“A novelist must know what his last chapter is going to say and one way or another work toward that last chapter” (Leon Uris).

IN WRITING, THE FIRST THING AN AUTHOR DECIDES IS WHAT TO PUT LAST. Once he knows the definite point that he is aiming for, he can figure out how to hit that target. But without a target, his writing is going to be “aimless” in the very worst sense of the term.

But if aimless writing is bad, aimless living is worse. Little good comes from wandering through life with no particular point in mind that we are trying to get to. As Epictetus said, “First say to yourself what you would be, and then do what you have to do.” The various activities in which we engage from day to day ought to be means that we have decided upon to accomplish our intended aim.

Living without an aim is actually dangerous. Great damage can be done to ourselves and others by following the Ready! Fire! Aim! philosophy. Simply rearranging the order to Ready! Aim!
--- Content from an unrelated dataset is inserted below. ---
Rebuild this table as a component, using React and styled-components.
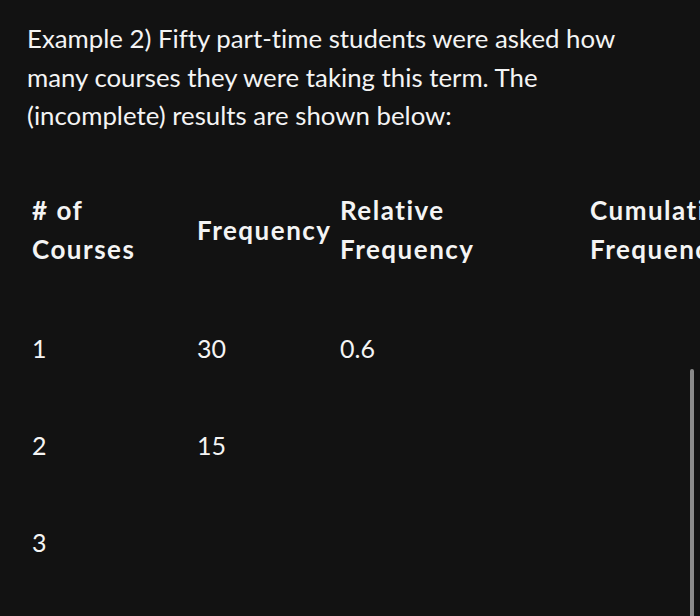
import React from 'react'
import styled, { createGlobalStyle } from 'styled-components'

const GlobalStyle = createGlobalStyle`
    html, body{
        margin:0;
        padding:0;
        background:#121212;
        overflow:hidden;
    }
    body{
        font-family:Lato, "Open Sans", sans-serif;
        color:#f4f4f4;
    }
`

const rows = [
    { courses: '1', freq: '30', rel: '0.6', cum: '' },
    { courses: '2', freq: '15', rel: '', cum: '' },
    { courses: '3', freq: '', rel: '', cum: '' },
]

function App() {
    return (
        <Page>
            <GlobalStyle />
            <Question>
                Example 2) Fifty part-time students were asked how many courses they were taking this term. The (incomplete) results are shown below:
            </Question>
            <TableWrap>
                <Table>
                    <HeadCell>
                        # of<br />Courses
                    </HeadCell>
                    <HeadCell>Frequency</HeadCell>
                    <HeadCell>
                        Relative<br />Frequency
                    </HeadCell>
                    <HeadCell>
                        Cumulative<br />Frequency
                    </HeadCell>
                    {rows.map((r) => (
                        <React.Fragment key={r.courses}>
                            <Cell>{r.courses}</Cell>
                            <Cell>{r.freq}</Cell>
                            <Cell>{r.rel}</Cell>
                            <Cell>{r.cum}</Cell>
                        </React.Fragment>
                    ))}
                </Table>
            </TableWrap>
            <ScrollThumb />
        </Page>
    )
}

const Page = styled.div`
    position:relative;
    width:700px;
    height:616px;
    overflow:hidden;
    padding:19px 0 0 27px;
    box-sizing:border-box;
`

const Question = styled.p`
    margin:0;
    width:620px;
    font-size:25.8px;
    line-height:38.5px;
    font-variant-ligatures:none;
`

const TableWrap = styled.div`
    margin-top:46.5px;
    margin-left:5px;
    width:900px;
`

const Table = styled.div`
    display:grid;
    grid-template-columns:165px 143px 250px 250px;
    grid-template-rows:98px repeat(3, 97px);
    align-items:center;
`

const HeadCell = styled.div`
    font-weight:700;
    font-size:26px;
    line-height:39px;
    letter-spacing:1.5px;
    white-space:nowrap;
`

const Cell = styled.div`
    font-size:25px;
    line-height:30px;
    padding-top:40px;
`

const ScrollThumb = styled.div`
    position:absolute;
    right:6px;
    top:369px;
    bottom:-4px;
    width:4px;
    border-radius:3px;
    background:#8a8a8a;
`

export default App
Fire! is one of the best precautions we can take as we make our way through life.

There is another danger, however, and that is the danger of losing sight of our aim in the midst of making our effort. Even when we have carefully decided what goals and aspirations are worth working toward, we may become so obsessed with the “what” of our work that we lose our grip on the “why.” This is dangerous because it leads to blind, uncritical zealotry. “Fanaticism consists in redoubling your effort when you have forgotten your aim” (George Santayana).

But the word “aim” can mean not only the target toward which one’s efforts are directed; it can also mean skill in hitting the target. A person with “good aim,” then, has two characteristics: (1) he has a good target in mind, and (2) he is good at hitting the target. The second of these characteristics is where many of us fail to take personal responsibility. We blame our “poor aim” on everything and everybody except ourselves. But we can do better than that. So today, let’s evaluate the worthiness of our aim (or goal) in life — and then let’s work on improving whatever skills we need to hit the mark.

“When an archer misses the mark, he turns and looks for the fault within himself. Failure to hit the bull’s-eye is never the fault of the target. To improve your aim, improve yourself” (Gilbert Arland).